Diabolic factors at the rear include deck vents framed by tapered trapezoids. The vent slats ahead of the taillights are not parallel, but fanned slightly. Maintaining purity, the slats of the deck vents are equally spaced and their tapered sides intersect at the midpoint of the hatch’s rear edge, establishing a new symmetry. The taillights and vents associated with them are aligned and unified within the same visual units; these units are, in turn, aligned with similar units surrounding vents below the bumper. Most of these elements also are aligned with parallel, horizontal lines.
The Gallardo’s wheel design constitutes a microcosm of well-balanced purity and diabolic character. Circles are the purist of all closed figures, of course, because they are the simplest and most symmetrical. The multiplicity of elements encircled by the rim seems almost chaotic in comparison. Yet, it is highly ordered. Echoing the five bolts, five identical spokes and circular holes maintain a high level of purity. Five partial circles of the same size join the spokes to the rim.
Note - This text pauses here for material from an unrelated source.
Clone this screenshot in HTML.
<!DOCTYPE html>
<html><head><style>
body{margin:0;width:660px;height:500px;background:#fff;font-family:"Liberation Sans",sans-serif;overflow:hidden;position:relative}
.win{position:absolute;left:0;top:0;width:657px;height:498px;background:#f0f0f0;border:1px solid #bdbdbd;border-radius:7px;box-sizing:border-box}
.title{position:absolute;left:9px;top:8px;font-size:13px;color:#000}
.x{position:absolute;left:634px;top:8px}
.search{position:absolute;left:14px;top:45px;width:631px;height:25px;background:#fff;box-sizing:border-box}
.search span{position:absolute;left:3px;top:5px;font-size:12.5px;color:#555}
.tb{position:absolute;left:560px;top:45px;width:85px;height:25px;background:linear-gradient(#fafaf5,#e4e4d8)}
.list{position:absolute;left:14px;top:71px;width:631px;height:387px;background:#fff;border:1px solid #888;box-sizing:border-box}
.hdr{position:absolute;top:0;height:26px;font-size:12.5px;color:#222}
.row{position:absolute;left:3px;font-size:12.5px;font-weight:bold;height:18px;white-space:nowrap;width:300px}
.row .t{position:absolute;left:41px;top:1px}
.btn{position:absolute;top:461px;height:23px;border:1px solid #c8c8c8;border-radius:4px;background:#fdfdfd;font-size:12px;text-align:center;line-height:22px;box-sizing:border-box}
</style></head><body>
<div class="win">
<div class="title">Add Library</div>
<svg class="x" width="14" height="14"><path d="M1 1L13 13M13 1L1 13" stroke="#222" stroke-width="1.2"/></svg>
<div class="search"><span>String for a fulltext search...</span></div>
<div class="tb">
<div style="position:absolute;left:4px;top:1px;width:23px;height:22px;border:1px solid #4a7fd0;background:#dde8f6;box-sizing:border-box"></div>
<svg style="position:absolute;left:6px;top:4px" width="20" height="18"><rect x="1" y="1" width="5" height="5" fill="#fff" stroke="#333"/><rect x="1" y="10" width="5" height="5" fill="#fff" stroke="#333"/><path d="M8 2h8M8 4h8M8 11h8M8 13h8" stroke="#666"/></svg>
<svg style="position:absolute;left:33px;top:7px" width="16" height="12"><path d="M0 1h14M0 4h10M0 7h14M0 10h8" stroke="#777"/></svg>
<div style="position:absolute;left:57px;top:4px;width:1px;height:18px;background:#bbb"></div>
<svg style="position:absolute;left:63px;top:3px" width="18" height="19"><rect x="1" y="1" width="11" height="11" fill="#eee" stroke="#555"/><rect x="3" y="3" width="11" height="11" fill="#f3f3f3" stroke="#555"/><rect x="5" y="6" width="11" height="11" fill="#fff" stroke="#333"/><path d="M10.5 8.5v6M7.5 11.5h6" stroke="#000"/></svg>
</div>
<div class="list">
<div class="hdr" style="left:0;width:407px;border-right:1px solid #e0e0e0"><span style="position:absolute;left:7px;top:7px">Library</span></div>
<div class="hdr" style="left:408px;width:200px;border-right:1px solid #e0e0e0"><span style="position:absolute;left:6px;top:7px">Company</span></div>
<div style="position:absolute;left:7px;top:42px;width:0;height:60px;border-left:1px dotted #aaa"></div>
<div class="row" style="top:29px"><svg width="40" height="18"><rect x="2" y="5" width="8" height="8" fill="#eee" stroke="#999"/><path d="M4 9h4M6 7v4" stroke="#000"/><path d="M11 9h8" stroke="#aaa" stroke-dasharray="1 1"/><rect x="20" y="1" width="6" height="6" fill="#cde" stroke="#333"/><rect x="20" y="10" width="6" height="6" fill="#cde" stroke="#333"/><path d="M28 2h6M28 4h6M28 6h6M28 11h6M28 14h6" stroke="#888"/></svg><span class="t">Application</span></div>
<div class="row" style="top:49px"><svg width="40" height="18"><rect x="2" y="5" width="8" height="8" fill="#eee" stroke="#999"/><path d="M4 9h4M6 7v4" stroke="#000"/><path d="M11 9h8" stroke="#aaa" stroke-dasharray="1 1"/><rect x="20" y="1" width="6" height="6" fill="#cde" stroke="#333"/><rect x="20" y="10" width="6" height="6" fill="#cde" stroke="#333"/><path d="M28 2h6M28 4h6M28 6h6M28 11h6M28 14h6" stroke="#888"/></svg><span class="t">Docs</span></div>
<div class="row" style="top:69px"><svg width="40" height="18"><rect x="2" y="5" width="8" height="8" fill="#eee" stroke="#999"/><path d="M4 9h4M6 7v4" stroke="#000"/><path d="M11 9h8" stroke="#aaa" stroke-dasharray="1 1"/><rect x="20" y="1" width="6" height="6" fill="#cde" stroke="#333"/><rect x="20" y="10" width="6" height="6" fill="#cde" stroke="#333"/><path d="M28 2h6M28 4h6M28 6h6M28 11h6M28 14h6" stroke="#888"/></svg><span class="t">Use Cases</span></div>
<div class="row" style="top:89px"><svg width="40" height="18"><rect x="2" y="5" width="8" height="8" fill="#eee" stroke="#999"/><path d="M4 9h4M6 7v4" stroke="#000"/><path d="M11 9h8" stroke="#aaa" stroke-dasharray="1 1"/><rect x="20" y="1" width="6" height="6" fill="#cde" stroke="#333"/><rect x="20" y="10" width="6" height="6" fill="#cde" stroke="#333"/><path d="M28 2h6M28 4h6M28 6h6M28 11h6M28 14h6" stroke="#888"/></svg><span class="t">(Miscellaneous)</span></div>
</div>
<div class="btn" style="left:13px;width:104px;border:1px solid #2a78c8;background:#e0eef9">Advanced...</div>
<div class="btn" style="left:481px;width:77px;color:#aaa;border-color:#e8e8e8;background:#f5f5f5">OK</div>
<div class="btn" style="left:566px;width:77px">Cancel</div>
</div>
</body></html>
The wheel has five mirror planes of symmetry. Placing a mirror perpendicular to its rim, aligned with a spoke and the wheel’s center, results in an image exactly like that of the complete wheel. There are five such equally-space positions for the mirror.
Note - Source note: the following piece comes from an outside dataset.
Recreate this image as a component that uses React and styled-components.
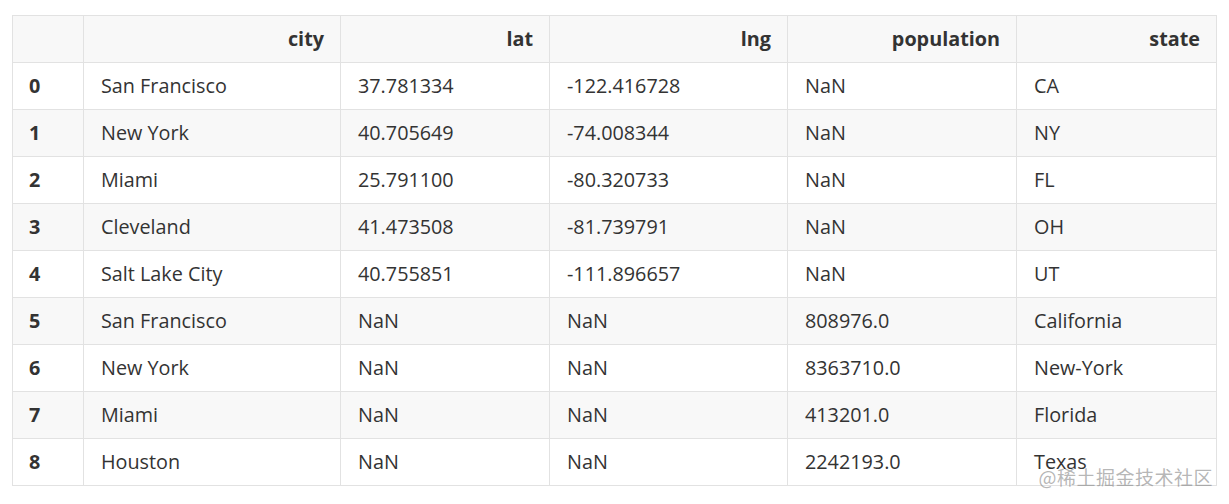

Positioning the mirror any other way produces an asymmetrical image that looks out of whack.
With only four bolts, the wheel could have at most only one mirror plane of symmetry. A four-spoke design could have four-plane symmetry. Even so, we probably wouldn’t like it as much as the five-spoke design. With a higher degree of alignment among the spokes, a four-spoke design would seem too pure—and too static. As a general rule, an odd number of spokes (especially five or seven) seem more suitably diabolic and dynamic than an even number. The purest possible wheel, with infinite-plane symmetry, would be a solid disk with a flush, circular hubcap hiding the bolts. But it would seem far too plain for a Lamborghini.